DATA:
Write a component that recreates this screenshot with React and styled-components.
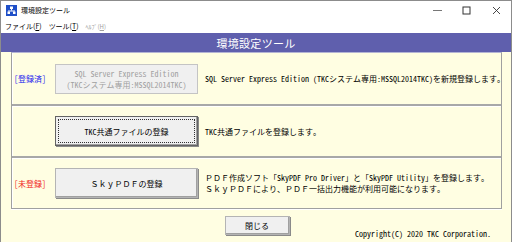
import styled, { createGlobalStyle } from "styled-components";

const gothic = `"Noto Sans Mono CJK JP", "Noto Sans CJK JP", monospace`;
const ui = `"Noto Sans CJK JP", "Noto Sans", sans-serif`;

const GlobalStyle = createGlobalStyle`
  html, body {
    margin: 0;
    padding: 0;
    background: #ffffff;
  }
  * {
    box-sizing: border-box;
  }
`;

const rows = [
  {
    status: "[登録済]",
    statusColor: "#1c1cf0",
    label: ["SQL Server Express Edition", "(TKCシステム専用:MSSQL2014TKC)"],
    disabled: true,
    desc: ["SQL Server Express Edition (TKCシステム専用:MSSQL2014TKC)を新規登録します。"],
  },
  {
    status: "",
    label: ["TKC共通ファイルの登録"],
    focused: true,
    desc: ["TKC共通ファイルを登録します。"],
  },
  {
    status: "[未登録]",
    statusColor: "#f01c1c",
    label: ["ＳｋｙＰＤＦの登録"],
    desc: [
      "ＰＤＦ作成ソフト「SkyPDF Pro Driver」と「SkyPDF Utility」を登録します。",
      "ＳｋｙＰＤＦにより、ＰＤＦ一括出力機能が利用可能になります。",
    ],
  },
];

export default function App() {
  return (
    <>
      <GlobalStyle />
      <Window>
        <TitleBar>
          <AppIcon viewBox="0 0 11 11">
            <rect x="0" y="0" width="11" height="11" fill="#1f4fc8" />
            <rect x="4" y="1.5" width="3" height="2.5" fill="#fff" />
            <rect x="5" y="4" width="1" height="1.5" fill="#fff" />
            <rect x="2" y="5.5" width="7" height="1" fill="#fff" />
            <rect x="1.5" y="6.5" width="2.5" height="2.5" fill="#fff" />
            <rect x="7" y="6.5" width="2.5" height="2.5" fill="#fff" />
          </AppIcon>
          <WindowTitle>環境設定ツール</WindowTitle>
          <Controls>
            <ControlButton>
              <svg width="9" height="9" viewBox="0 0 9 9">
                <line x1="0" y1="4.5" x2="9" y2="4.5" stroke="#777" strokeWidth="1" />
              </svg>
            </ControlButton>
            <ControlButton>
              <svg width="9" height="9" viewBox="0 0 9 9">
                <rect x="1" y="1" width="7" height="7" fill="none" stroke="#333" strokeWidth="1" />
              </svg>
            </ControlButton>
            <ControlButton>
              <svg width="9" height="9" viewBox="0 0 9 9">
                <path d="M1 1 L8 8 M8 1 L1 8" stroke="#333" strokeWidth="0.9" />
              </svg>
            </ControlButton>
          </Controls>
        </TitleBar>

        <MenuBar>
          <MenuItem>ファイル(<u>F</u>)</MenuItem>
          <MenuItem>ツール(<u>T</u>)</MenuItem>
          <MenuItem $muted>ﾍﾙﾌﾟ(<u>H</u>)</MenuItem>
        </MenuBar>

        <HeaderBand>環境設定ツール</HeaderBand>

        <Body>
          <Panel>
            {rows.map((row, i) => (
              <Row key={i} $first={i === 0}>
                <Status $color={row.statusColor}>{row.status}</Status>
                <ActionButton $disabled={row.disabled} $focused={row.focused}>
                  {row.focused ? (
                    <FocusRect>{row.label[0]}</FocusRect>
                  ) : (
                    row.label.map((l, j) => <span key={j}>{l}</span>)
                  )}
                </ActionButton>
                <Description>
                  {row.desc.map((d, j) => (
                    <span key={j}>{d}</span>
                  ))}
                </Description>
              </Row>
            ))}
          </Panel>

          <Footer>
            <span />
            <CloseButton>閉じる</CloseButton>
            <Copyright>Copyright(C) 2020 TKC Corporation.</Copyright>
          </Footer>
        </Body>
      </Window>
    </>
  );
}

const Window = styled.div`
  width: 512px;
  height: 242px;
  display: flex;
  flex-direction: column;
  border: 1px solid #8c8c8c;
  border-bottom: none;
  background: #fffee2;
  overflow: hidden;
`;

const TitleBar = styled.div`
  height: 18px;
  flex: none;
  display: flex;
  align-items: center;
  background: #ffffff;
  padding-left: 5px;
`;

const AppIcon = styled.svg`
  width: 11px;
  height: 11px;
  flex: none;
`;

const WindowTitle = styled.div`
  margin-left: 4px;
  font-family: ${ui};
  font-size: 7px;
  color: #000;
  flex: 1;
`;

const Controls = styled.div`
  display: flex;
  height: 100%;
`;

const ControlButton = styled.div`
  width: 29.5px;
  height: 100%;
  display: flex;
  align-items: center;
  justify-content: center;
`;

const MenuBar = styled.div`
  height: 14px;
  flex: none;
  display: flex;
  align-items: center;
  gap: 7px;
  padding-left: 4px;
  background: #ffffff;
`;

const MenuItem = styled.div`
  font-family: ${ui};
  font-size: ${(p) => (p.$muted ? "6px" : "7px")};
  color: ${(p) => (p.$muted ? "#a0a0a0" : "#000")};
  u {
    text-underline-offset: 1px;
  }
`;

const HeaderBand = styled.div`
  height: 19px;
  flex: none;
  display: flex;
  align-items: center;
  justify-content: center;
  background: #5f5fad;
  color: #ffffff;
  font-family: ${ui};
  font-size: 11px;
  letter-spacing: 0.3px;
`;

const Body = styled.div`
  flex: 1;
  display: flex;
  flex-direction: column;
  padding: 0 9px 0 10px;
`;

const Panel = styled.div`
  display: flex;
  flex-direction: column;
  border: 1px solid #a0a0a0;
  border-top-color: #b4b4d4;
  box-shadow: inset 1px 0 0 #ffffff, 0 1px 0 #ffffff;
`;

const Row = styled.div`
  height: ${(p) => (p.$first ? "51px" : "52px")};
  display: flex;
  align-items: center;
  border-top: ${(p) => (p.$first ? "none" : "2px solid")};
  border-top-color: #a8a8a8;
  box-shadow: ${(p) => (p.$first ? "none" : "inset 0 1px 0 #ffffff")};
`;

const Status = styled.div`
  width: 43px;
  flex: none;
  padding-left: 2px;
  font-family: ${gothic};
  font-size: 8px;
  color: ${(p) => p.$color || "#000"};
`;

const ActionButton = styled.div`
  width: 143px;
  height: 30px;
  flex: none;
  display: flex;
  flex-direction: column;
  align-items: center;
  justify-content: center;
  background: #f0f0f0;
  border: 1px solid ${(p) => (p.$focused ? "#646464" : p.$disabled ? "#c4c4c4" : "#b4b4b4")};
  box-shadow: ${(p) =>
    p.$disabled ? "none" : "inset -1px -1px 0 #a0a0a0, 1px 1px 0 #8a8a8a"};
  font-family: ${gothic};
  font-size: 8px;
  line-height: 11px;
  color: ${(p) => (p.$disabled ? "#a0a0a0" : "#000")};
  padding: ${(p) => (p.$focused ? "2px" : "0")};
`;

const FocusRect = styled.div`
  width: 100%;
  height: 100%;
  display: flex;
  align-items: center;
  justify-content: center;
  border: 1px dotted #303030;
`;

const Description = styled.div`
  margin-left: 7px;
  display: flex;
  flex-direction: column;
  font-family: ${gothic};
  font-size: 8px;
  line-height: 11px;
  color: #000;
  white-space: nowrap;
`;

const Footer = styled.div`
  flex: 1;
  display: grid;
  grid-template-columns: 1fr auto 1fr;
  align-items: start;
  padding: 7px 11px 0 12px;
`;

const CloseButton = styled.div`
  width: 65px;
  height: 19px;
  display: flex;
  align-items: center;
  justify-content: center;
  background: #f0f0f0;
  border: 1px solid #b4b4b4;
  box-shadow: inset -1px -1px 0 #a0a0a0, 1px 1px 0 #8a8a8a;
  font-family: ${gothic};
  font-size: 8px;
  color: #000;
`;

const Copyright = styled.div`
  justify-self: end;
  align-self: end;
  margin-bottom: 3px;
  font-family: ${gothic};
  font-size: 8px;
  color: #000;
  white-space: nowrap;
`;
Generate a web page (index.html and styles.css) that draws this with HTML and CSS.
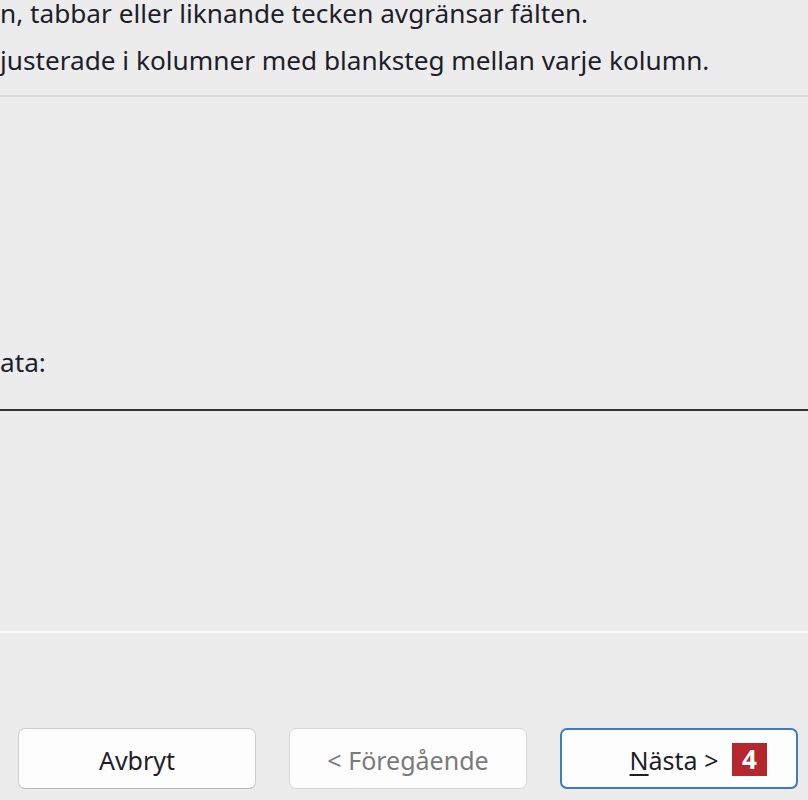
FILE: index.html
```html
<!DOCTYPE html>
<html lang="sv">
<head>
    <meta charset="UTF-8">
    <meta name="viewport" content="width=device-width, initial-scale=1.0">
    <link rel="stylesheet" href="styles.css">
    <title>Textimport</title>
</head>
<body>
    <div class="wizard">
        <div class="desc">
            <p>n, tabbar eller liknande tecken avgränsar fälten.</p>
            <p>justerade i kolumner med blanksteg mellan varje kolumn.</p>
        </div>
        <div class="sep light"></div>
        <div class="middle">
            <p class="label">ata:</p>
        </div>
        <div class="sep dark"></div>
        <div class="preview"></div>
        <div class="sep white"></div>
        <div class="buttons">
            <button class="btn">Avbryt</button>
            <button class="btn" disabled>&lt; Föregående</button>
            <button class="btn primary"><span class="key">N</span>ästa &gt;<span class="badge">4</span></button>
        </div>
    </div>
</body>
</html>
```

FILE: styles.css
```css
*{
    padding: 0;
    margin: 0;
    box-sizing: border-box;
}
body{
    background: #ececec;
    font-family: "Noto Sans", "Open Sans", sans-serif;
    color: #1e1e2a;
    width: 808px;
    height: 800px;
    overflow: hidden;
}
.wizard{
    display: flex;
    flex-direction: column;
    height: 800px;
}
.desc{
    display: flex;
    flex-direction: column;
    gap: 21px;
}
.desc p{
    font-size: 26.2px;
    line-height: 26px;
    white-space: nowrap;
}
.sep{
    width: 100%;
    flex-shrink: 0;
}
.sep.light{
    margin-top: 22px;
    height: 2px;
    background: #d9d9d9;
}
.middle{
    height: 312px;
    flex-shrink: 0;
    display: flex;
    align-items: flex-end;
}
.label{
    font-size: 26.2px;
    line-height: 30px;
    margin-bottom: 32px;
}
.sep.dark{
    height: 2px;
    background: #333;
}
.preview{
    height: 220px;
    flex-shrink: 0;
}
.sep.white{
    height: 2px;
    background: #fbfbfb;
}
.buttons{
    display: flex;
    gap: 33px;
    padding: 95px 0 0 18px;
}
.btn{
    position: relative;
    width: 238px;
    height: 61px;
    padding-top: 3px;
    background: #fdfdfd;
    border: 1px solid #cdcdcd;
    border-bottom-color: #b9b9b9;
    border-radius: 7px;
    font-family: "Noto Sans", "Open Sans", sans-serif;
    font-size: 25px;
    color: #1e1e2a;
}
.btn:disabled{
    color: #7a7a7a;
    border-color: #d6d6d6;
}
.btn.primary{
    border: 2px solid #3d7cc0;
    padding-right: 10px;
}
.key{
    text-decoration: underline;
    text-underline-offset: 4px;
}
.badge{
    position: absolute;
    left: 170px;
    top: 13px;
    width: 35px;
    height: 33px;
    background: #b3272d;
    color: #fff;
    font-weight: bold;
    font-size: 26px;
    line-height: 33px;
    text-align: center;
}
```
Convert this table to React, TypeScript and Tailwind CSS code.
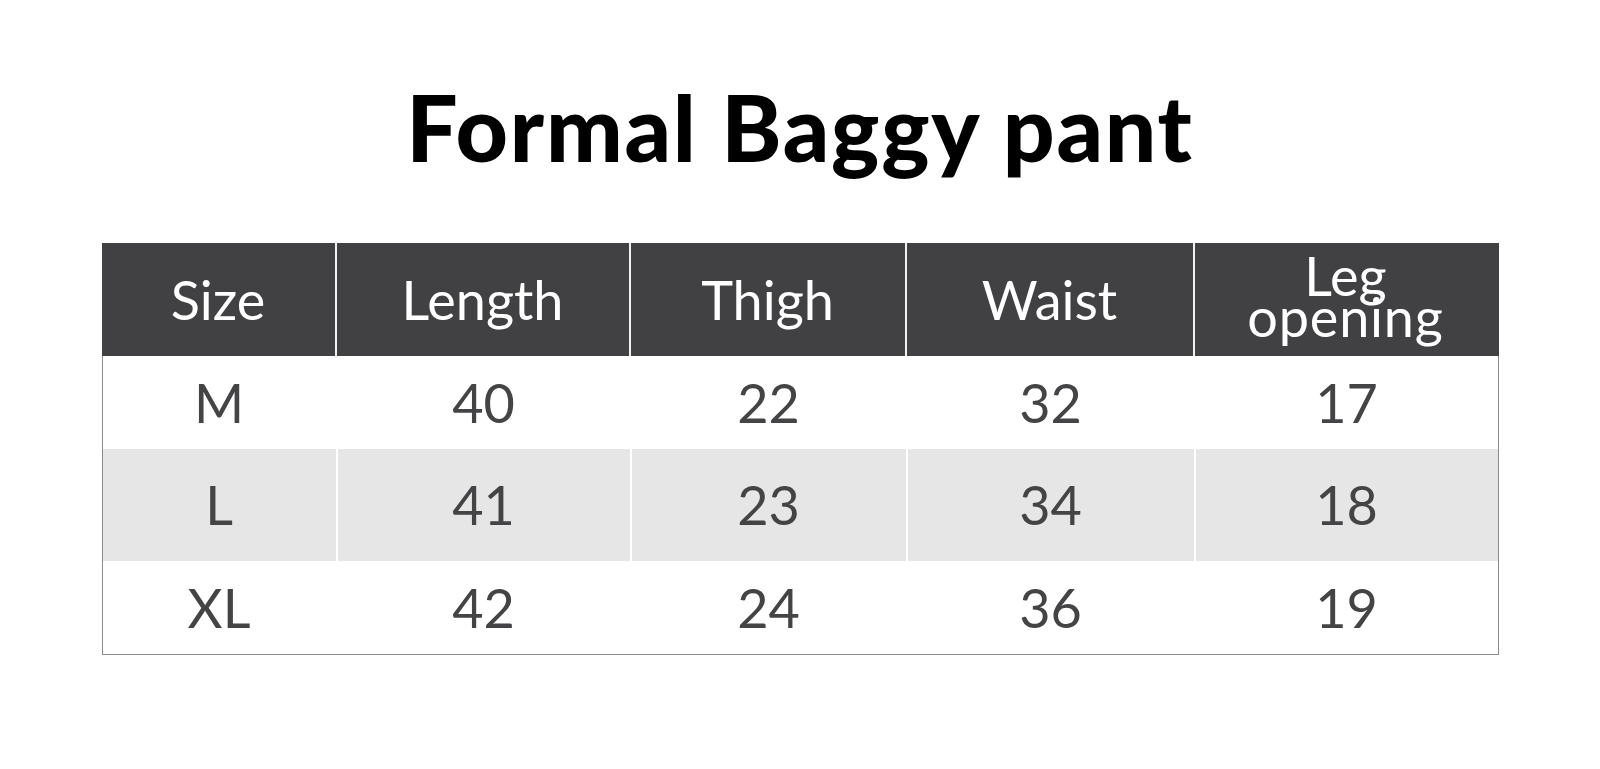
const columns = ["Size", "Length", "Thigh", "Waist", "Leg opening"];

const rows = [
  { size: "M", values: ["40", "22", "32", "17"], shaded: false, height: "h-[93px]" },
  { size: "L", values: ["41", "23", "34", "18"], shaded: true, height: "h-[112px]" },
  { size: "XL", values: ["42", "24", "36", "19"], shaded: false, height: "h-[93px]" },
];

const grid = "grid grid-cols-[233px_294px_276px_288px_304px]";

export default function App() {
  return (
    <div className="min-h-[769px] w-full bg-white font-['Lato',_'Open_Sans',_sans-serif]">
      <h1 className="pt-[72px] text-center text-[91px] leading-[110px] font-black tracking-[1.8px] text-black">
        Formal Baggy pant
      </h1>

      <div className="mx-auto mt-[61px] w-[1397px] border-x border-b border-[#8c8c8c]">
        {/* header */}
        <div className={`${grid} h-[113px] -mx-px bg-[#414042] text-white`}>
          {columns.map((col, i) => (
            <div
              key={col}
              className={`flex items-center justify-center text-center text-[54px] ${
                i > 0 ? "border-l-2 border-[#f0f0f0]" : ""
              }`}
            >
              {col === "Leg opening" ? (
                <span className="flex flex-col items-center pb-[6px]">
                  <span className="block h-[41px] leading-[44px]">Leg</span>
                  <span className="block leading-[44px] tracking-[0.8px]">opening</span>
                </span>
              ) : (
                <span className="leading-none">{col}</span>
              )}
            </div>
          ))}
        </div>

        {rows.map((row) => (
          <div
            key={row.size}
            className={`${grid} ${row.height} ${row.shaded ? "bg-[#e6e6e7]" : "bg-white"} text-[#444446]`}
          >
            {[row.size, ...row.values].map((v, i) => (
              <div
                key={i}
                className={`flex items-center justify-center text-[54px] leading-none ${
                  i > 0 ? "border-l-2 border-white" : ""
                }`}
              >
                {v}
              </div>
            ))}
          </div>
        ))}
      </div>
    </div>
  );
}
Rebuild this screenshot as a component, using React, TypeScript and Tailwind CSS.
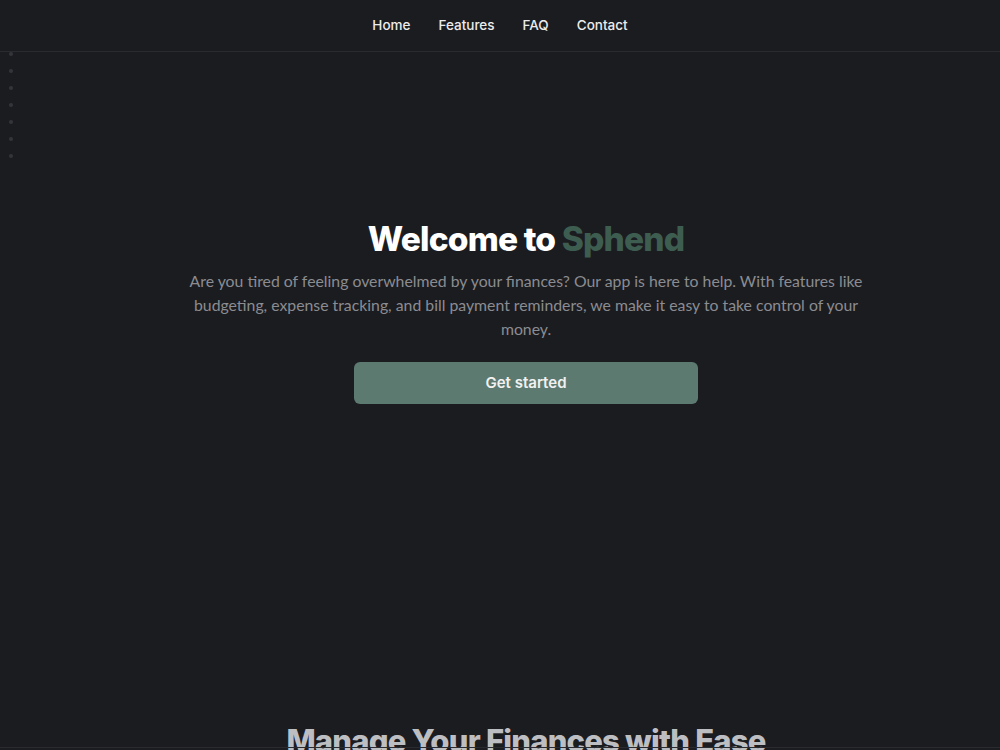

THE PROBLEM: Your task is to pick out every line with the string "styles" and copy it.

RESPONSE:
Generate a web page (index.html and styles.css) that draws this with HTML and CSS.
    <link rel="stylesheet" href="styles.css">
FILE: styles.css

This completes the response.